▸ **Aim**
Leave out any pictures and transcribe all other data below exactly.

▸ **Data shown**
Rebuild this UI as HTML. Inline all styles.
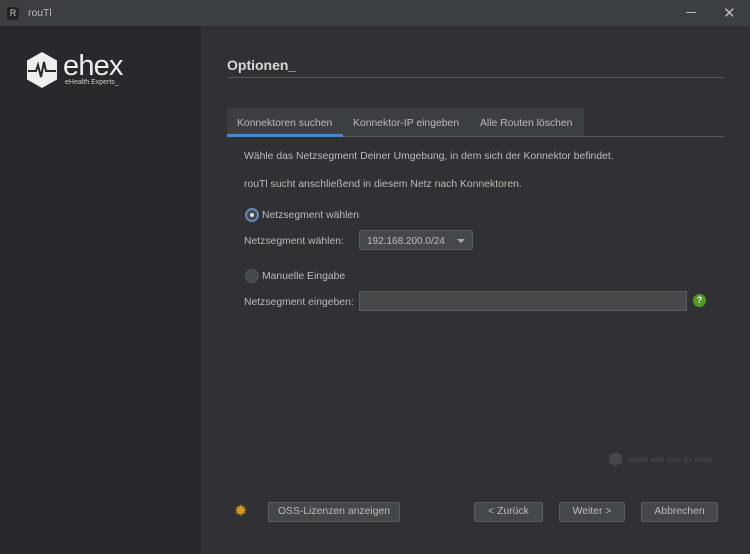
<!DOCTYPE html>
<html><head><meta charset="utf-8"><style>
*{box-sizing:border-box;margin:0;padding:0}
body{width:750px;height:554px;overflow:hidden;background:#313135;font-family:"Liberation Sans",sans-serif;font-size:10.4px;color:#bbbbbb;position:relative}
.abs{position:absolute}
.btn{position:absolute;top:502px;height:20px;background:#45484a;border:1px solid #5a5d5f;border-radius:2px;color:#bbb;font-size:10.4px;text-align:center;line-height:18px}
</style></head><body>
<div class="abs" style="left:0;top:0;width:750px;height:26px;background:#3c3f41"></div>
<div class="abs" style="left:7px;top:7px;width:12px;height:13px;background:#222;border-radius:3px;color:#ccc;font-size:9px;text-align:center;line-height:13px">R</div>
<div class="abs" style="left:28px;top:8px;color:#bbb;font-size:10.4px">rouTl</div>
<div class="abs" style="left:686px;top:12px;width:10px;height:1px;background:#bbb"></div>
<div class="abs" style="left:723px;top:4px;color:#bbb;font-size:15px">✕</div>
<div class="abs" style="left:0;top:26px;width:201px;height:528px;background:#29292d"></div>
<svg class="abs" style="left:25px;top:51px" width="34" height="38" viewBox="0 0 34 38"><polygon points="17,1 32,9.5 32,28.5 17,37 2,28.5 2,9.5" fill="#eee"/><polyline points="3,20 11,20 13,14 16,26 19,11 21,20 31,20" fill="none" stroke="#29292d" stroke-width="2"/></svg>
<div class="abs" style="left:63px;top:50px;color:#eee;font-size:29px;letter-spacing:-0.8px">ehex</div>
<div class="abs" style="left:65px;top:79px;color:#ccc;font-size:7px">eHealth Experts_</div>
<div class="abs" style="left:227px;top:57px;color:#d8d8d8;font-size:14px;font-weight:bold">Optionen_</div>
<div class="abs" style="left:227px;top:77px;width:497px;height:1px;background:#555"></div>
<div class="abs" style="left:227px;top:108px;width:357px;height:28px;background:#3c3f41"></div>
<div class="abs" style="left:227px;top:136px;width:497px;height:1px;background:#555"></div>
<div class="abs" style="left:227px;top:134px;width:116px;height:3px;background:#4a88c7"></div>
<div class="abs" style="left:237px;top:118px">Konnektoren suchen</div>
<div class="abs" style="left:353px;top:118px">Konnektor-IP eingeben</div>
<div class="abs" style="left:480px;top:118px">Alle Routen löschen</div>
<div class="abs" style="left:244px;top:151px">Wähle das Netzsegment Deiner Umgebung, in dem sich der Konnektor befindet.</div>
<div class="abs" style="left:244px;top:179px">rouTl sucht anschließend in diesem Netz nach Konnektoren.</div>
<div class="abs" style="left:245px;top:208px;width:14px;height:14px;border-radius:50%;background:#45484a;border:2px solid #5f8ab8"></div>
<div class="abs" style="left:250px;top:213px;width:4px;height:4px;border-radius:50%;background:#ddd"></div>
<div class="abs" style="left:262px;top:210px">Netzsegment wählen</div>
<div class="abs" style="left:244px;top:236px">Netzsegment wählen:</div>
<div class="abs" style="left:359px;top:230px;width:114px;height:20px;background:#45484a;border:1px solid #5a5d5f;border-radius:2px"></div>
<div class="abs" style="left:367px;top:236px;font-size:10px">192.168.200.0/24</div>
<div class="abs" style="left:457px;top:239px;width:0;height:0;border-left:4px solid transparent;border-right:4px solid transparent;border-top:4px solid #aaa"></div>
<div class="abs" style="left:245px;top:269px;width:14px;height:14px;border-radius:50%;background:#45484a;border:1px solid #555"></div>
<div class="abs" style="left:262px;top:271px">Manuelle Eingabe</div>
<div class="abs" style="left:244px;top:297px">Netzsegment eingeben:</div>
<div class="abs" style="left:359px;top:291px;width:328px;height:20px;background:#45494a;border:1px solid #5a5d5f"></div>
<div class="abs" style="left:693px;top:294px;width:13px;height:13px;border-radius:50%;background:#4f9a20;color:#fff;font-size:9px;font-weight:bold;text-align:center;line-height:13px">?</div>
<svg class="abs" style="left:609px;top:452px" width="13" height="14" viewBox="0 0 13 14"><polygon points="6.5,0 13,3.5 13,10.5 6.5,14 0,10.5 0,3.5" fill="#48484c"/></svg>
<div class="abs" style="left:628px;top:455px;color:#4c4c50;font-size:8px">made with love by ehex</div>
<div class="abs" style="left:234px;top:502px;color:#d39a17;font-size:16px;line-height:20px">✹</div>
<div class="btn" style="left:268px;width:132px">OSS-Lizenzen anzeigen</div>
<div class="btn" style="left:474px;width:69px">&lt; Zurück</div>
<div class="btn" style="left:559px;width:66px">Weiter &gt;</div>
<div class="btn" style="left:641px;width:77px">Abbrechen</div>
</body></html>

▸ **Output of the task**
Rebuild this UI as HTML. Inline all styles.
<!DOCTYPE html>
<html><head><meta charset="utf-8"><style>
*{box-sizing:border-box;margin:0;padding:0}
body{width:750px;height:554px;overflow:hidden;background:#313135;font-family:"Liberation Sans",sans-serif;font-size:10.4px;color:#bbbbbb;position:relative}
.abs{position:absolute}
.btn{position:absolute;top:502px;height:20px;background:#45484a;border:1px solid #5a5d5f;border-radius:2px;color:#bbb;font-size:10.4px;text-align:center;line-height:18px}
</style></head><body>
<div class="abs" style="left:0;top:0;width:750px;height:26px;background:#3c3f41"></div>
<div class="abs" style="left:7px;top:7px;width:12px;height:13px;background:#222;border-radius:3px;color:#ccc;font-size:9px;text-align:center;line-height:13px">R</div>
<div class="abs" style="left:28px;top:8px;color:#bbb;font-size:10.4px">rouTl</div>
<div class="abs" style="left:686px;top:12px;width:10px;height:1px;background:#bbb"></div>
<div class="abs" style="left:723px;top:4px;color:#bbb;font-size:15px">✕</div>
<div class="abs" style="left:0;top:26px;width:201px;height:528px;background:#29292d"></div>
<svg class="abs" style="left:25px;top:51px" width="34" height="38" viewBox="0 0 34 38"><polygon points="17,1 32,9.5 32,28.5 17,37 2,28.5 2,9.5" fill="#eee"/><polyline points="3,20 11,20 13,14 16,26 19,11 21,20 31,20" fill="none" stroke="#29292d" stroke-width="2"/></svg>
<div class="abs" style="left:63px;top:50px;color:#eee;font-size:29px;letter-spacing:-0.8px">ehex</div>
<div class="abs" style="left:65px;top:79px;color:#ccc;font-size:7px">eHealth Experts_</div>
<div class="abs" style="left:227px;top:57px;color:#d8d8d8;font-size:14px;font-weight:bold">Optionen_</div>
<div class="abs" style="left:227px;top:77px;width:497px;height:1px;background:#555"></div>
<div class="abs" style="left:227px;top:108px;width:357px;height:28px;background:#3c3f41"></div>
<div class="abs" style="left:227px;top:136px;width:497px;height:1px;background:#555"></div>
<div class="abs" style="left:227px;top:134px;width:116px;height:3px;background:#4a88c7"></div>
<div class="abs" style="left:237px;top:118px">Konnektoren suchen</div>
<div class="abs" style="left:353px;top:118px">Konnektor-IP eingeben</div>
<div class="abs" style="left:480px;top:118px">Alle Routen löschen</div>
<div class="abs" style="left:244px;top:151px">Wähle das Netzsegment Deiner Umgebung, in dem sich der Konnektor befindet.</div>
<div class="abs" style="left:244px;top:179px">rouTl sucht anschließend in diesem Netz nach Konnektoren.</div>
<div class="abs" style="left:245px;top:208px;width:14px;height:14px;border-radius:50%;background:#45484a;border:2px solid #5f8ab8"></div>
<div class="abs" style="left:250px;top:213px;width:4px;height:4px;border-radius:50%;background:#ddd"></div>
<div class="abs" style="left:262px;top:210px">Netzsegment wählen</div>
<div class="abs" style="left:244px;top:236px">Netzsegment wählen:</div>
<div class="abs" style="left:359px;top:230px;width:114px;height:20px;background:#45484a;border:1px solid #5a5d5f;border-radius:2px"></div>
<div class="abs" style="left:367px;top:236px;font-size:10px">192.168.200.0/24</div>
<div class="abs" style="left:457px;top:239px;width:0;height:0;border-left:4px solid transparent;border-right:4px solid transparent;border-top:4px solid #aaa"></div>
<div class="abs" style="left:245px;top:269px;width:14px;height:14px;border-radius:50%;background:#45484a;border:1px solid #555"></div>
<div class="abs" style="left:262px;top:271px">Manuelle Eingabe</div>
<div class="abs" style="left:244px;top:297px">Netzsegment eingeben:</div>
<div class="abs" style="left:359px;top:291px;width:328px;height:20px;background:#45494a;border:1px solid #5a5d5f"></div>
<div class="abs" style="left:693px;top:294px;width:13px;height:13px;border-radius:50%;background:#4f9a20;color:#fff;font-size:9px;font-weight:bold;text-align:center;line-height:13px">?</div>
<svg class="abs" style="left:609px;top:452px" width="13" height="14" viewBox="0 0 13 14"><polygon points="6.5,0 13,3.5 13,10.5 6.5,14 0,10.5 0,3.5" fill="#48484c"/></svg>
<div class="abs" style="left:628px;top:455px;color:#4c4c50;font-size:8px">made with love by ehex</div>
<div class="abs" style="left:234px;top:502px;color:#d39a17;font-size:16px;line-height:20px">✹</div>
<div class="btn" style="left:268px;width:132px">OSS-Lizenzen anzeigen</div>
<div class="btn" style="left:474px;width:69px">&lt; Zurück</div>
<div class="btn" style="left:559px;width:66px">Weiter &gt;</div>
<div class="btn" style="left:641px;width:77px">Abbrechen</div>
</body></html>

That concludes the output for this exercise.